L'animateur star du groupe Bolloré se dit surtout persuadé que la ministre aurait eu accès au texte des deux militantes de la CGT, Toufan Manoutcheri et Lucie Astiert. Selon lui, le texte des syndicalistes, diffusé sur le prompteur donc fourni à l'équipe technique à l'avance, aurait été communiqué à Rima Abdul Malak. Pour appuyer ses spéculations, il convoque Jean-François Arnaud, du magazine Challenges. Le journaliste explique que le petit tapotement de Rima Abdul Malak est une «preuve» supplémentaire. «On voit qu'elle fait le geste comme si elle s'étonnait que le micro fonctionne, mais ça fonctionne très très bien. Elle le sait parfaitement puisqu'elle parle depuis plusieurs secondes dans le micro. C'est le petit coup pour faire croire aux téléspectateurs que c'est improvisé alors que ce n'est pas improvisé», a-t-il estimé.
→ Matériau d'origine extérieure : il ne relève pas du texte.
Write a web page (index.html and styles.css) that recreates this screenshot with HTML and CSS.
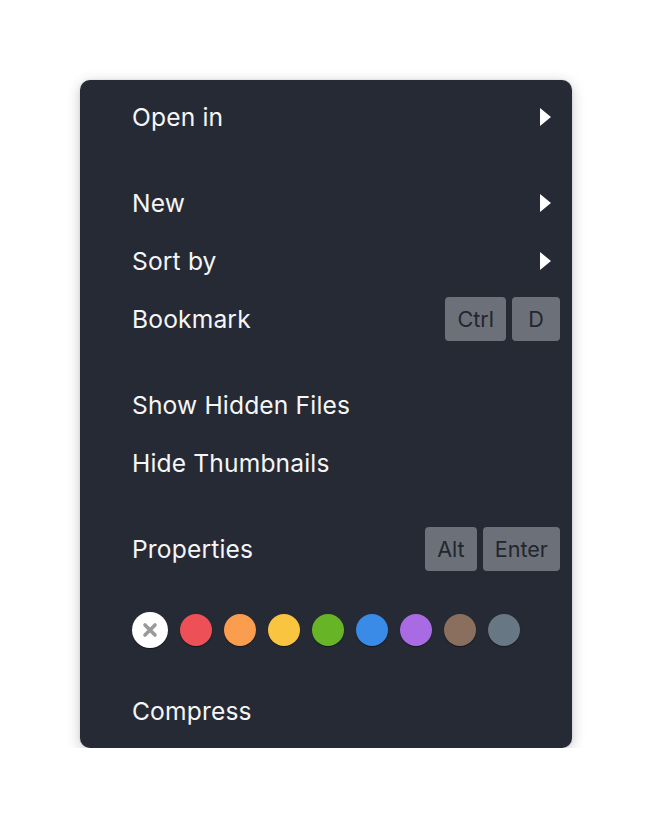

Geste spontané ou préparé ? Avec la complicité des organisateurs - le président des Molières, Jean-Marc Dumontet, est un fervent soutien d'Emmanuel Macron - ou sans ? Le ministère de la Culture a démenti formellement auprès de TF1 Info que Rima Abdul Malak a eu accès d'une manière ou d'une autre au texte des deux comédiennes. La rue de Valois assume en revanche avoir «anticipé plusieurs scénarios pour la soirée des Molières». «La ministre envisageait de s'exprimer d'une manière ou d'une autre, explique le ministère à TF1 Info. À l'entrée du théâtre si elle était bloquée, aux journalistes présents (il est d'usage de donner des interviews sur place), ou directement dans la salle pendant la cérémonie.» Son entourage explique encore que la ministre «voulait se tenir prête et un micro avait été demandé au cas où elle souhaitait intervenir.»
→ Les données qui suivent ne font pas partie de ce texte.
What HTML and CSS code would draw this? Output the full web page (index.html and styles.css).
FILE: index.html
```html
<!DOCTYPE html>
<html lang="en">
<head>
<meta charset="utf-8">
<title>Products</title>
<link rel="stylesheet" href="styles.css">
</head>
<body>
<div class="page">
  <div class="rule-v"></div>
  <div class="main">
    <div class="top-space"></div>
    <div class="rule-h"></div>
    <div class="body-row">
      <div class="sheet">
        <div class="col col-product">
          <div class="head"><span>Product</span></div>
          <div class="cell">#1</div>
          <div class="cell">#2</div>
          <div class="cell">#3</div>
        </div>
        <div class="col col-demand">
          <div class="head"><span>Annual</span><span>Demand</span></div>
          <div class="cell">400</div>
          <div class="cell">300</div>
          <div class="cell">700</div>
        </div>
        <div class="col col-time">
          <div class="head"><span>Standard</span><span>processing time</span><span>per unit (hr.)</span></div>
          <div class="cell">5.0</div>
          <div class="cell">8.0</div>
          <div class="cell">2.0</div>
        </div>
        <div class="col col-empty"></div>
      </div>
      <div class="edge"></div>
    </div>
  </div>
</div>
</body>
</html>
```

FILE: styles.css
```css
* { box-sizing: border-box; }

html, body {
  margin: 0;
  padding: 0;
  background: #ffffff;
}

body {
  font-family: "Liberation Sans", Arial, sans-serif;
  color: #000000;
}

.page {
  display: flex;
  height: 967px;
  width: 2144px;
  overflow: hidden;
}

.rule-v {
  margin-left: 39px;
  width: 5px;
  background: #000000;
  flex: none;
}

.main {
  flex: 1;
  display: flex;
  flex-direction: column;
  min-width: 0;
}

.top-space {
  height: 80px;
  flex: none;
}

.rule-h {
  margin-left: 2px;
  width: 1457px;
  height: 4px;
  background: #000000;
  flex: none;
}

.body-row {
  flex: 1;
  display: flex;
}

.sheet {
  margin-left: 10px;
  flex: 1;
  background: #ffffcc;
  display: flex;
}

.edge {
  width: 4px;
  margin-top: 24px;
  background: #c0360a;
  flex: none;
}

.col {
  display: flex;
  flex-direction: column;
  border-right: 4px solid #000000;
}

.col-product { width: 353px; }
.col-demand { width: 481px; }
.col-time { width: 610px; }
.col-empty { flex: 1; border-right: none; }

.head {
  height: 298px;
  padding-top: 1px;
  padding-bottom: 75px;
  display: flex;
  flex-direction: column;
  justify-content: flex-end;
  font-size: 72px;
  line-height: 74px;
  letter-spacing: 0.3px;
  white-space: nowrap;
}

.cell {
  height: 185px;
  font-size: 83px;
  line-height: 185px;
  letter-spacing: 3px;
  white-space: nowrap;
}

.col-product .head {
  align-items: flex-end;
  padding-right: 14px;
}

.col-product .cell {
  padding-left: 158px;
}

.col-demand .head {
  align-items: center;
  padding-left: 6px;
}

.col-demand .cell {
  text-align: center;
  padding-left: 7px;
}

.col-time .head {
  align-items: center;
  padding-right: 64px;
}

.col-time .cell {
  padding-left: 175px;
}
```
Micro qui était disponible dans la salle pour des aspects techniques selon la productrice de l'événement Alexandra Clément. «Il y a toujours des micros en salle en cas d'incident, a-t-elle témoigné auprès de TF1. C'est une question de sécurité», en cas de problème technique. «Notre car régie est très loin : entre lui et le théâtre, notez qu'il y avait les manifestants de la CGT, donc il nous était impossible de traverser. Les conditions n'étaient pas super fluides lundi soir», ajoute Alexandra Clément.
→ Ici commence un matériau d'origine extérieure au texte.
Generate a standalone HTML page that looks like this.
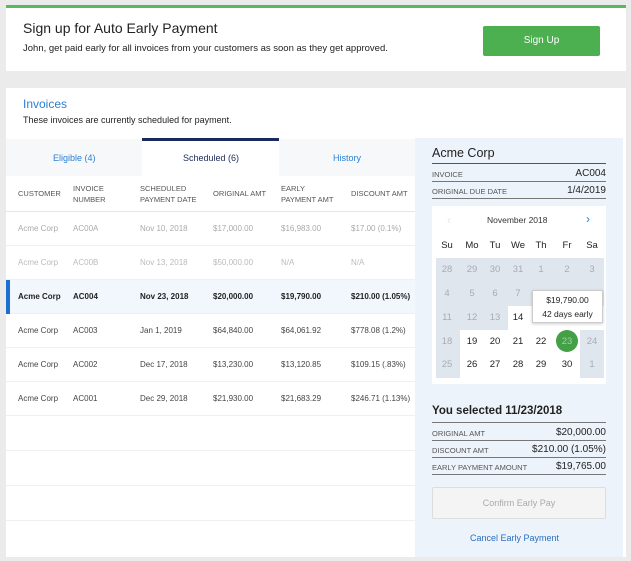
<!DOCTYPE html>
<html><head><style>
*{box-sizing:border-box;margin:0;padding:0}
body{width:631px;height:561px;background:#ebebeb;font-family:"Liberation Sans",sans-serif;position:relative;overflow:hidden;color:#222}
.abs{position:absolute}
.card1{left:6px;top:5px;width:620px;height:66px;background:#fff;border-top:3px solid #5cb85c}
.card2{left:6px;top:88px;width:620px;height:469px;background:#fff}
.t{position:absolute;white-space:nowrap}
.th{font-size:7.5px;color:#555;line-height:11px}
.row{position:absolute;left:6px;width:409px;height:34px;border-bottom:1px solid #f0f0f0;font-size:8px}
.row span{position:absolute;top:12px}
.cal span{position:absolute;font-size:9.5px;width:20px;text-align:center;margin-left:-10px}
.kv{position:absolute;left:432px;width:174px;border-bottom:1.5px solid #777;font-size:7.5px;color:#555}
.kv b{position:absolute;right:0;font-weight:normal;color:#222;font-size:10px;bottom:2px}
</style></head><body>
<div class="abs card1">
<div class="t" style="left:17px;top:12px;font-size:14px">Sign up for Auto Early Payment</div>
<div class="t" style="left:17px;top:35px;font-size:9.5px">John, get paid early for all invoices from your customers as soon as they get approved.</div>
<div class="abs" style="left:477px;top:18px;width:117px;height:30px;background:#4caf50;color:#fff;font-size:10px;text-align:center;line-height:30px;border-radius:2px">Sign Up</div>
</div>
<div class="abs card2"></div>
<div class="t" style="left:23px;top:97px;font-size:12px;color:#2a7fd4">Invoices</div>
<div class="t" style="left:23px;top:115px;font-size:9px">These invoices are currently scheduled for payment.</div>
<div class="abs" style="left:6px;top:139px;width:409px;height:37px;background:#f6f8fa"></div>
<div class="abs" style="left:142px;top:138px;width:137px;height:38px;background:#fff;border-top:3px solid #1a2a5a"></div>
<div class="t" style="left:53px;top:153px;font-size:9px;color:#2a7fd4">Eligible (4)</div>
<div class="t" style="left:183px;top:153px;font-size:9px;color:#1a2a5a">Scheduled (6)</div>
<div class="t" style="left:333px;top:153px;font-size:9px;color:#2a7fd4">History</div>
<div class="abs" style="left:6px;top:211px;width:409px;border-bottom:1px solid #e6e6e6"></div>
<div class="t th" style="left:18px;top:188px">CUSTOMER</div>
<div class="t th" style="left:73px;top:183px">INVOICE<br>NUMBER</div>
<div class="t th" style="left:140px;top:183px">SCHEDULED<br>PAYMENT DATE</div>
<div class="t th" style="left:213px;top:188px">ORIGINAL AMT</div>
<div class="t th" style="left:281px;top:183px">EARLY<br>PAYMENT AMT</div>
<div class="t th" style="left:351px;top:188px">DISCOUNT AMT</div>
<div class="row" style="top:212px;color:#aaa"><span style="left:12px">Acme Corp</span><span style="left:67px">AC00A</span><span style="left:134px">Nov 10, 2018</span><span style="left:207px">$17,000.00</span><span style="left:275px">$16,983.00</span><span style="left:345px">$17.00 (0.1%)</span></div>
<div class="row" style="top:246px;color:#bbb"><span style="left:12px">Acme Corp</span><span style="left:67px">AC00B</span><span style="left:134px">Nov 13, 2018</span><span style="left:207px">$50,000.00</span><span style="left:275px">N/A</span><span style="left:345px">N/A</span></div>
<div class="row" style="top:280px;background:#f1f7fd;font-weight:bold;color:#222"><div class="abs" style="left:0;top:0;width:4px;height:34px;background:#1a6fd1"></div><span style="left:12px">Acme Corp</span><span style="left:67px">AC004</span><span style="left:134px">Nov 23, 2018</span><span style="left:207px">$20,000.00</span><span style="left:275px">$19,790.00</span><span style="left:345px">$210.00 (1.05%)</span></div>
<div class="row" style="top:314px;color:#444"><span style="left:12px">Acme Corp</span><span style="left:67px">AC003</span><span style="left:134px">Jan 1, 2019</span><span style="left:207px">$64,840.00</span><span style="left:275px">$64,061.92</span><span style="left:345px">$778.08 (1.2%)</span></div>
<div class="row" style="top:348px;color:#444"><span style="left:12px">Acme Corp</span><span style="left:67px">AC002</span><span style="left:134px">Dec 17, 2018</span><span style="left:207px">$13,230.00</span><span style="left:275px">$13,120.85</span><span style="left:345px">$109.15 (.83%)</span></div>
<div class="row" style="top:382px;color:#444"><span style="left:12px">Acme Corp</span><span style="left:67px">AC001</span><span style="left:134px">Dec 29, 2018</span><span style="left:207px">$21,930.00</span><span style="left:275px">$21,683.29</span><span style="left:345px">$246.71 (1.13%)</span></div>
<div class="row" style="top:417px"></div><div class="row" style="top:452px"></div><div class="row" style="top:487px"></div>
<div class="abs" style="left:415px;top:138px;width:208px;height:419px;background:#edf3fa"></div>
<div class="t" style="left:432px;top:146px;font-size:12.5px">Acme Corp</div>
<div class="abs" style="left:432px;top:163px;width:174px;border-bottom:1.5px solid #555"></div>
<div class="kv" style="top:166px;height:16px"><span style="position:absolute;bottom:2px">INVOICE</span><b>AC004</b></div>
<div class="kv" style="top:183px;height:16px"><span style="position:absolute;bottom:2px">ORIGINAL DUE DATE</span><b>1/4/2019</b></div>
<div class="abs" style="left:432px;top:206px;width:174px;height:178px;background:#fff"></div>
<div class="t" style="left:487px;top:215px;font-size:8.5px;color:#333">November 2018</div>
<div class="t" style="left:586px;top:212px;font-size:12px;color:#2a7fd4">›</div>
<div class="t" style="left:447px;top:213px;font-size:12px;color:#e6e6e6">‹</div>
<div class="abs" style="left:436px;top:258px;width:168px;height:48px;background:#dfe6ee"></div>
<div class="abs" style="left:436px;top:306px;width:72px;height:24px;background:#dfe6ee"></div>
<div class="abs" style="left:436px;top:330px;width:24px;height:48px;background:#dfe6ee"></div>
<div class="abs" style="left:580px;top:330px;width:24px;height:48px;background:#dfe6ee"></div>
<div class="abs" style="left:556px;top:330px;width:22px;height:22px;border-radius:50%;background:#43a047"></div>
<div class="cal" style="position:absolute;left:0;top:0">
<span style="left:447px;top:240px">Su</span><span style="left:472px;top:240px">Mo</span><span style="left:495px;top:240px">Tu</span><span style="left:518px;top:240px">We</span><span style="left:541px;top:240px">Th</span><span style="left:567px;top:240px">Fr</span><span style="left:592px;top:240px">Sa</span>
</div>
<div class="cal" style="position:absolute;left:0;top:0;color:#aab">
<span style="left:447px;top:264px">28</span><span style="left:472px;top:264px">29</span><span style="left:495px;top:264px">30</span><span style="left:518px;top:264px">31</span><span style="left:541px;top:264px">1</span><span style="left:567px;top:264px">2</span><span style="left:592px;top:264px">3</span>
<span style="left:447px;top:288px">4</span><span style="left:472px;top:288px">5</span><span style="left:495px;top:288px">6</span><span style="left:518px;top:288px">7</span>
<span style="left:447px;top:312px">11</span><span style="left:472px;top:312px">12</span><span style="left:495px;top:312px">13</span>
<span style="left:447px;top:336px">18</span><span style="left:592px;top:336px">24</span>
<span style="left:447px;top:359px">25</span><span style="left:592px;top:359px">1</span>
</div>
<div class="cal" style="position:absolute;left:0;top:0;color:#222">
<span style="left:518px;top:312px">14</span>
<span style="left:472px;top:336px">19</span><span style="left:495px;top:336px">20</span><span style="left:518px;top:336px">21</span><span style="left:541px;top:336px">22</span><span style="left:567px;top:336px;color:#9ed39f">23</span>
<span style="left:472px;top:359px">26</span><span style="left:495px;top:359px">27</span><span style="left:518px;top:359px">28</span><span style="left:541px;top:359px">29</span><span style="left:567px;top:359px">30</span>
</div>
<div class="abs" style="left:532px;top:290px;width:71px;height:33px;background:#fff;border:1px solid #ccc;box-shadow:0 1px 3px rgba(0,0,0,.2);font-size:8.5px;text-align:center;line-height:14px;padding-top:2px">$19,790.00<br>42 days early</div>
<div class="t" style="left:432px;top:405px;font-size:11.5px;font-weight:bold">You selected 11/23/2018</div>
<div class="abs" style="left:432px;top:422px;width:174px;border-bottom:1.5px solid #777"></div>
<div class="kv" style="top:424px;height:17px"><span style="position:absolute;bottom:2px">ORIGINAL AMT</span><b>$20,000.00</b></div>
<div class="kv" style="top:441px;height:17px"><span style="position:absolute;bottom:2px">DISCOUNT AMT</span><b>$210.00 (1.05%)</b></div>
<div class="kv" style="top:458px;height:17px"><span style="position:absolute;bottom:2px">EARLY PAYMENT AMOUNT</span><b>$19,765.00</b></div>
<div class="abs" style="left:432px;top:487px;width:174px;height:32px;background:#f4f4f4;border:1px solid #ddd;border-radius:2px;font-size:9px;color:#aaa;text-align:center;line-height:30px">Confirm Early Pay</div>
<div class="t" style="left:470px;top:533px;font-size:9px;color:#2a6fc0">Cancel Early Payment</div>
</body></html>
Si le choix de Rima Abdul Malak de répondre a pu surprendre, l'intervention des syndicalistes, elle, ne faisait de toute façon pas de doute. Ce type de soirées télévisées est maintenant abonné à la parenthèse de revendications. Autrefois improvisées, les irruptions sont maintenant la plupart du temps négociées entre organisateurs des cérémonies et représentants syndicaux. La soirée des Molières ne pouvait faire exception, surtout dans le contexte tendu de la réforme des retraites. En amont de la soirée, la CGT-Spectacle avait d'ailleurs annoncé qu'elle envisageait une action pendant les Molières. De son côté la CGT Énergies menaçait de couper le courant à des événements culturels. «En mai, fais ce qu'il te plaît ! Le festival du film de Cannes, le Grand Prix de Monaco, le tournoi de Roland-Garros, le festival d'Avignon pourraient se retrouver dans le noir ! On ne lâchera rien !», annonçaient les syndicats de la Fédération nationale Mines Énergie (FNME) CGT.